At the end of this stage, no symbol still has the MAKE_NAME_UNIQUE flag.

§12. reconcile-verbs is a short stage looking for clashes between any verbs (in the parser interactive fiction sense) which have been assimilated from the template, and verbs which have been defined in the main source text. For example, suppose the source creates the command verb "abstract": this would collide with the command meta-verb "abstract", intended for debugging, which appears in the template. What this stage does is to detect such problems, and if it finds one, to prefix the template verb with !. Thus we would end up with two command verbs: abstract, with its source text meaning, and !abstract, with its template meaning.

At the end of this stage, all parser verbs have distinct textual forms.

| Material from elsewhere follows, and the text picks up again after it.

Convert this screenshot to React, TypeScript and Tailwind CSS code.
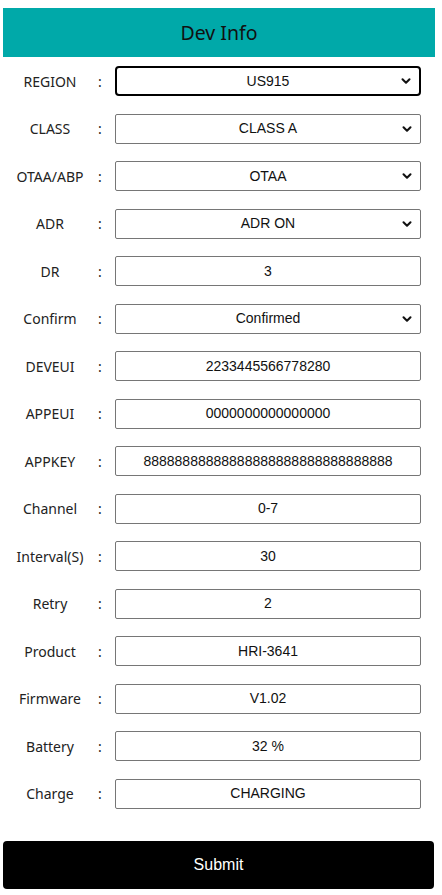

§13. eliminate-redundant-code deletes all packages which Inter can prove will not be used in the final code generated from the repository. For example, functions never called, or arrays never referred to, are deleted.

§14. eliminate-redundant-labels performs peephole optimisation on all of the functions in the repository to remove all labels which are declared but can never be jumped to.

At the end of this stage, all labels inside functions are targets of some branch, either by inv !jump or in assembly language.

§15. The special stage stop halts processing of the pipeline midway. At present this is only useful for making experimental edits to pipeline descriptions to see what just the first half does, without deleting the second half of the description.